I identify as a Gender Nonconforming Lesbian, (“non-op”) Trans-Masculine, am Bi-Racial (white & Asian,) from the Netherlands, and Los Angeles-based.
My pronouns are: they/them/theirs.
I also go by Orlando, as in Gabriella Orlando Bregman, (in a nod to Virginia Woolf.)
I am currently in production of a Feature Documentary titled ‘The Queer Case for Individual Rights’ through Los Angeles-based Film Production Company Bregman Films.
The Documentary is about LGBTQ US-Immigration Exclusion-Policy, including my personal story of US immigration discrimination as International Film Student under DOMA (Defense Of Marriage Act, 1996–2015.)

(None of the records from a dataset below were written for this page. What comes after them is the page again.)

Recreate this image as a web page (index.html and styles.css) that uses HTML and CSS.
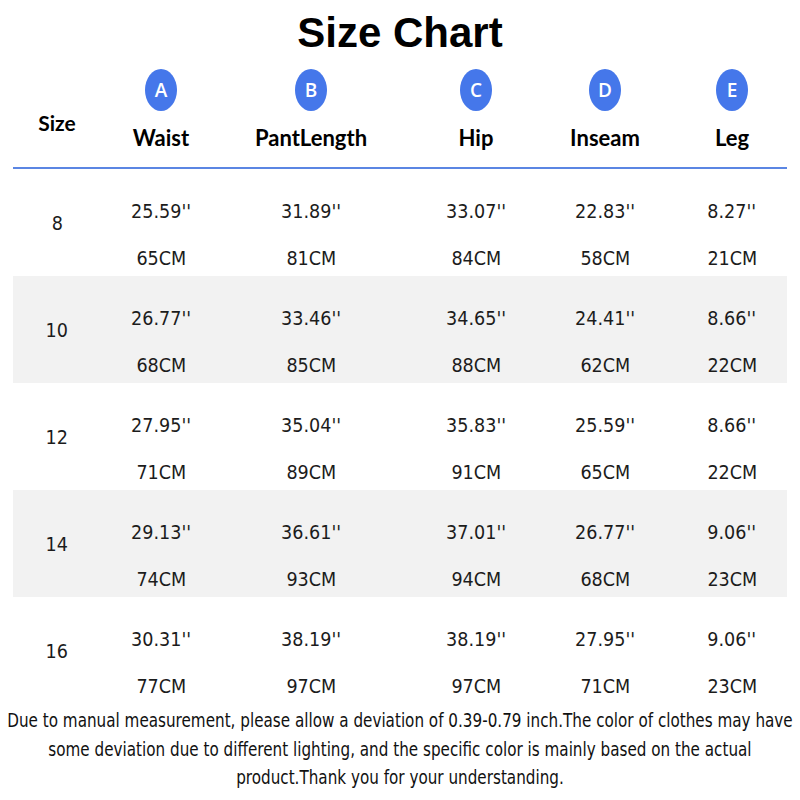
FILE: index.html
```html
<!DOCTYPE html>
<html>
<head>
<meta charset="utf-8">
<link rel="stylesheet" href="styles.css">
</head>
<body>
<div class="page">
  <h1 class="title">Size Chart</h1>
  <div class="grid head">
    <div class="hcell size-h">Size</div>
    <div class="hcell"><span class="badge">A</span><span class="hlabel">Waist</span></div>
    <div class="hcell"><span class="badge">B</span><span class="hlabel">PantLength</span></div>
    <div class="hcell"><span class="badge">C</span><span class="hlabel">Hip</span></div>
    <div class="hcell"><span class="badge">D</span><span class="hlabel">Inseam</span></div>
    <div class="hcell leg"><span class="badge">E</span><span class="hlabel">Leg</span></div>
  </div>
  <div class="rule"></div>
  <div class="grid row">
    <div class="size"><span>8</span></div>
    <div class="cell"><span>25.59''</span><span>65CM</span></div>
    <div class="cell"><span>31.89''</span><span>81CM</span></div>
    <div class="cell"><span>33.07''</span><span>84CM</span></div>
    <div class="cell"><span>22.83''</span><span>58CM</span></div>
    <div class="cell leg"><span>8.27''</span><span>21CM</span></div>
  </div>
  <div class="grid row alt">
    <div class="size"><span>10</span></div>
    <div class="cell"><span>26.77''</span><span>68CM</span></div>
    <div class="cell"><span>33.46''</span><span>85CM</span></div>
    <div class="cell"><span>34.65''</span><span>88CM</span></div>
    <div class="cell"><span>24.41''</span><span>62CM</span></div>
    <div class="cell leg"><span>8.66''</span><span>22CM</span></div>
  </div>
  <div class="grid row">
    <div class="size"><span>12</span></div>
    <div class="cell"><span>27.95''</span><span>71CM</span></div>
    <div class="cell"><span>35.04''</span><span>89CM</span></div>
    <div class="cell"><span>35.83''</span><span>91CM</span></div>
    <div class="cell"><span>25.59''</span><span>65CM</span></div>
    <div class="cell leg"><span>8.66''</span><span>22CM</span></div>
  </div>
  <div class="grid row alt">
    <div class="size"><span>14</span></div>
    <div class="cell"><span>29.13''</span><span>74CM</span></div>
    <div class="cell"><span>36.61''</span><span>93CM</span></div>
    <div class="cell"><span>37.01''</span><span>94CM</span></div>
    <div class="cell"><span>26.77''</span><span>68CM</span></div>
    <div class="cell leg"><span>9.06''</span><span>23CM</span></div>
  </div>
  <div class="grid row">
    <div class="size"><span>16</span></div>
    <div class="cell"><span>30.31''</span><span>77CM</span></div>
    <div class="cell"><span>38.19''</span><span>97CM</span></div>
    <div class="cell"><span>38.19''</span><span>97CM</span></div>
    <div class="cell"><span>27.95''</span><span>71CM</span></div>
    <div class="cell leg"><span>9.06''</span><span>23CM</span></div>
  </div>
  <div class="note-wrap">
    <p class="note">Due to manual measurement, please allow a deviation of 0.39-0.79 inch.The color of clothes may have<br>some deviation due to different lighting, and the specific color is mainly based on the actual<br>product.Thank you for your understanding.</p>
  </div>
</div>
</body>
</html>
```
FILE: styles.css
```css
html, body {
  margin: 0;
  padding: 0;
  background: #fff;
}
.page {
  width: 800px;
  height: 800px;
  overflow: hidden;
  color: #111;
}
.title {
  margin: 0;
  height: 62px;
  line-height: 62px;
  padding-top: 2px;
  box-sizing: border-box;
  text-align: center;
  font-family: "Liberation Sans", Arial, sans-serif;
  font-weight: 700;
  font-size: 42px;
  color: #000;
}
.grid {
  display: grid;
  grid-template-columns: 88px 120px 180px 150px 108px 128px;
  margin: 0 13px;
}
.head {
  height: 105px;
}
.hcell {
  display: flex;
  flex-direction: column;
  align-items: center;
  font-family: Lato, "Open Sans", sans-serif;
  font-weight: 700;
  font-size: 22px;
  color: #000;
}
.size-h {
  padding-top: 47px;
  line-height: 28px;
  font-size: 21px;
}
.badge {
  margin-top: 7px;
  width: 32px;
  height: 42px;
  border-radius: 50%;
  background: #4577ea;
  color: #fff;
  font-family: "Open Sans", sans-serif;
  font-weight: 600;
  font-size: 19px;
  line-height: 42px;
  text-align: center;
}
.hlabel {
  margin-top: 13px;
  line-height: 28px;
}
.leg {
  padding-left: 18px;
}
.rule {
  margin: 0 13px;
  height: 2px;
  background: #5b86e3;
}
.row {
  height: 107px;
  font-family: "DejaVu Sans", sans-serif;
  font-size: 20px;
  color: #1c1c1c;
}
.row.alt {
  background: #f2f2f2;
}
.size {
  display: flex;
  align-items: center;
  justify-content: center;
  padding-bottom: 4px;
}
.cell {
  display: flex;
  flex-direction: column;
  align-items: center;
  padding-top: 19px;
}
.cell span,
.size span {
  display: inline-block;
  line-height: 47px;
  transform: scaleX(0.88);
}
.note-wrap {
  width: 792px;
  margin-left: 4px;
  padding-top: 2px;
}
.note {
  margin: 0;
  width: 1042px;
  transform: scaleX(0.76);
  transform-origin: 0 0;
  text-align: center;
  font-family: "DejaVu Sans", sans-serif;
  font-size: 20px;
  line-height: 28.5px;
  color: #111;
  white-space: nowrap;
}
```
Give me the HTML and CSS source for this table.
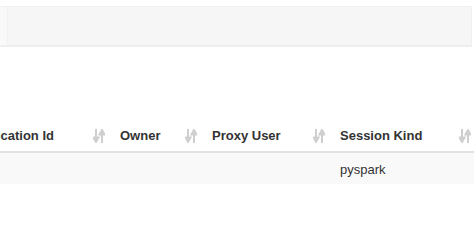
FILE: index.html
```html
<!DOCTYPE html>
<html>
<head>
<meta charset="utf-8">
<link rel="stylesheet" href="styles.css">
</head>
<body>
<div class="page">
  <div class="well"><div class="well-inner"></div></div>
  <div class="table-wrap">
    <table class="sessions">
      <colgroup>
        <col class="c1"><col class="c2"><col class="c3"><col class="c4">
      </colgroup>
      <thead>
        <tr>
          <th><div class="th-in"><span>Application Id</span><svg class="sort" width="12" height="14" viewBox="0 0 12 14"><path d="M3 0v10M0.5 8.5L3 13l2.5-4.5z M9 14V4M6.5 5.5L9 1l2.5 4.5z" stroke="#cfcfcf" stroke-width="2" fill="#cfcfcf"/></svg></div></th>
          <th><div class="th-in"><span>Owner</span><svg class="sort" width="12" height="14" viewBox="0 0 12 14"><path d="M3 0v10M0.5 8.5L3 13l2.5-4.5z M9 14V4M6.5 5.5L9 1l2.5 4.5z" stroke="#cfcfcf" stroke-width="2" fill="#cfcfcf"/></svg></div></th>
          <th><div class="th-in"><span>Proxy User</span><svg class="sort" width="12" height="14" viewBox="0 0 12 14"><path d="M3 0v10M0.5 8.5L3 13l2.5-4.5z M9 14V4M6.5 5.5L9 1l2.5 4.5z" stroke="#cfcfcf" stroke-width="2" fill="#cfcfcf"/></svg></div></th>
          <th><div class="th-in"><span>Session Kind</span><svg class="sort" width="12" height="14" viewBox="0 0 12 14"><path d="M3 0v10M0.5 8.5L3 13l2.5-4.5z M9 14V4M6.5 5.5L9 1l2.5 4.5z" stroke="#cfcfcf" stroke-width="2" fill="#cfcfcf"/></svg></div></th>
        </tr>
      </thead>
      <tbody>
        <tr class="odd">
          <td></td>
          <td></td>
          <td></td>
          <td>pyspark</td>
        </tr>
      </tbody>
    </table>
  </div>
</div>
</body>
</html>
```
FILE: styles.css
```css
html, body {
  margin: 0;
  padding: 0;
  background: #fff;
  overflow: hidden;
}
body {
  font-family: "Liberation Sans", Arial, sans-serif;
  font-size: 13px;
  color: #333;
}
.page {
  width: 474px;
  height: 248px;
  overflow: hidden;
  padding-top: 6px;
  box-sizing: border-box;
}
.well {
  width: 472px;
  height: 41px;
  box-sizing: border-box;
  border-top: 1px solid #f0f0f0;
  border-bottom: 2px solid #eeeeee;
  border-left: 1px solid #fafafa;
  background: #f9f9f9;
  display: flex;
}
.well-inner {
  flex: 1;
  margin-left: 6px;
  background: #f6f6f6;
  border-left: 1px solid #f2f2f2;
  border-right: 1px solid #efefef;
}
.table-wrap {
  margin-top: 72px;
  margin-left: -40px;
}
.sessions {
  border-collapse: collapse;
  table-layout: fixed;
  width: 518px;
}
.c1 { width: 152px; }
.c2 { width: 92px; }
.c3 { width: 128px; }
.c4 { width: 146px; }
.sessions th {
  text-align: left;
  font-weight: bold;
  padding: 7px 7px 5px 8px;
  line-height: 20px;
  border-bottom: 2px solid #e2e2e2;
  white-space: nowrap;
}
.th-in {
  display: flex;
  align-items: center;
  justify-content: space-between;
}
.sort {
  display: block;
  flex: none;
}
.sessions td {
  padding: 7px 8px 4px 8px;
  line-height: 20px;
  height: 20px;
}
.sessions tr.odd td {
  background: #f9f9f9;
}
```
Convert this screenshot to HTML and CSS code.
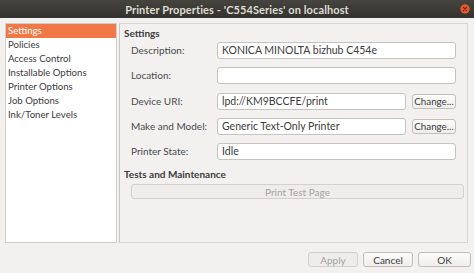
FILE: index.html
```html
<!DOCTYPE html>
<html>
<head>
<meta charset="utf-8">
<link rel="stylesheet" href="styles.css">
</head>
<body>
<div class="window">
  <div class="titlebar">
    <span class="title">Printer Properties - 'C554Series' on localhost</span>
    <span class="close"><svg width="10" height="10" viewBox="0 0 10 10"><circle cx="5" cy="5" r="4.7" fill="#e9582c"/><path d="M3.4 3.4 L6.6 6.6 M6.6 3.4 L3.4 6.6" stroke="#5a2410" stroke-width="1.1" stroke-linecap="round"/></svg></span>
  </div>
  <div class="content">
    <ul class="sidebar">
      <li class="selected">Settings</li>
      <li>Policies</li>
      <li>Access Control</li>
      <li>Installable Options</li>
      <li>Printer Options</li>
      <li>Job Options</li>
      <li>Ink/Toner Levels</li>
    </ul>
    <div class="panel">
      <div class="heading">Settings</div>
      <div class="form">
        <span class="label">Description:</span>
        <span class="entry span2">KONICA MINOLTA bizhub C454e</span>
        <span class="label">Location:</span>
        <span class="entry span2"></span>
        <span class="label">Device URI:</span>
        <span class="entry">lpd://KM9BCCFE/print</span>
        <span class="btn small">Change...</span>
        <span class="label">Make and Model:</span>
        <span class="entry">Generic Text-Only Printer</span>
        <span class="btn small">Change...</span>
        <span class="label">Printer State:</span>
        <span class="entry span2">Idle</span>
      </div>
      <div class="heading second">Tests and Maintenance</div>
      <div class="btn test disabled">Print Test Page</div>
    </div>
  </div>
  <div class="actions">
    <span class="btn action disabled">Apply</span>
    <span class="btn action">Cancel</span>
    <span class="btn action ok">OK</span>
  </div>
</div>
</body>
</html>
```
FILE: styles.css
```css
* { box-sizing: border-box; }
html, body { margin: 0; padding: 0; }
body {
  width: 474px;
  height: 273px;
  overflow: hidden;
  background: #f2f1f0;
  font-family: "Lato", "Open Sans", sans-serif;
  font-size: 10px;
  color: #3c3c3c;
}
.window {
  display: flex;
  flex-direction: column;
  height: 273px;
}
.titlebar {
  position: relative;
  height: 18px;
  flex: none;
  background: linear-gradient(#45443f, #33322e);
  display: flex;
  align-items: center;
  justify-content: center;
}
.title {
  color: #dfdbd2;
  font-weight: bold;
  font-size: 11px;
  letter-spacing: 0.1px;
}
.close {
  position: absolute;
  right: 4px;
  top: 4px;
  width: 10px;
  height: 10px;
  display: flex;
}
.content {
  display: flex;
  gap: 2px;
  padding: 5px 6px 0 5px;
  height: 225px;
  flex: none;
}
.sidebar {
  margin: 0;
  padding: 0;
  list-style: none;
  width: 112px;
  flex: none;
  background: #fff;
  border: 1px solid #cfcdca;
  font-size: 9.6px;
}
.sidebar li {
  height: 14px;
  line-height: 14px;
  padding-left: 2px;
}
.sidebar li.selected {
  background: #f07746;
  color: #fff;
}
.panel {
  flex: 1;
  border: 1px solid #d8d6d3;
  border-left-color: #c8c6c3;
  padding: 2px 3px 0 4px;
  display: flex;
  flex-direction: column;
}
.heading {
  font-weight: bold;
  line-height: 14px;
  height: 14px;
}
.heading.second { margin-top: 7px; }
.form {
  margin-top: 2px;
  margin-left: 7px;
  margin-right: 8px;
  display: grid;
  grid-template-columns: 80px 1fr 44px;
  grid-auto-rows: 17px;
  row-gap: 8.25px;
  column-gap: 6px;
  align-items: center;
}
.label { line-height: 17px; color: #4a4a4a; white-space: nowrap; }
.entry {
  height: 17px;
  background: #fff;
  border: 1px solid #c5c3bf;
  border-radius: 3px;
  line-height: 15px;
  padding-left: 4px;
  white-space: nowrap;
  overflow: hidden;
  font-size: 10.5px;
}
.span2 { grid-column: 2 / 4; }
.btn {
  display: flex;
  align-items: center;
  justify-content: center;
  background: linear-gradient(#fbfbfa, #efeeed);
  border: 1px solid #c2bfbb;
  border-radius: 3px;
  color: #3c3c3c;
}
.btn.small { height: 15px; font-size: 9.8px; }
.btn.disabled {
  color: #a5a39f;
  background: #eeedec;
  border-color: #d3d1ce;
}
.test {
  margin: 3px 0 0 7px;
  height: 15px;
}
.actions {
  display: flex;
  justify-content: flex-end;
  gap: 5px;
  padding: 9px 3px 0 0;
}
.btn.action { width: 50px; height: 15px; }
.btn.ok { width: 53px; }
```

It is based on the book ‘The Queer Case for Individual Rights & Other Essays’ (2020.)
The John Cassavetes Film Retrospective ‘Gena and John: A Cassavetes Retrospective’ at the Laemmle Theatres in Los Angeles is a Bregman Films Production (2001.)
I am the Founder of a Nonprofit Film Organization The Auteur (2020)(theauteur.org) and an accompanying Film Theory & Film Criticism Publication The Auteur: An Independent Filmmakers Publication at medium.com/theauteur
A small book of Film Theory essays titled ‘Notes for a New Independent Film Movement’ will also be published in 2020, including a 4-Point Film Manifesto for a new Independent Film Movement.
And a related, untitled Feature Documentary project is in early development stages.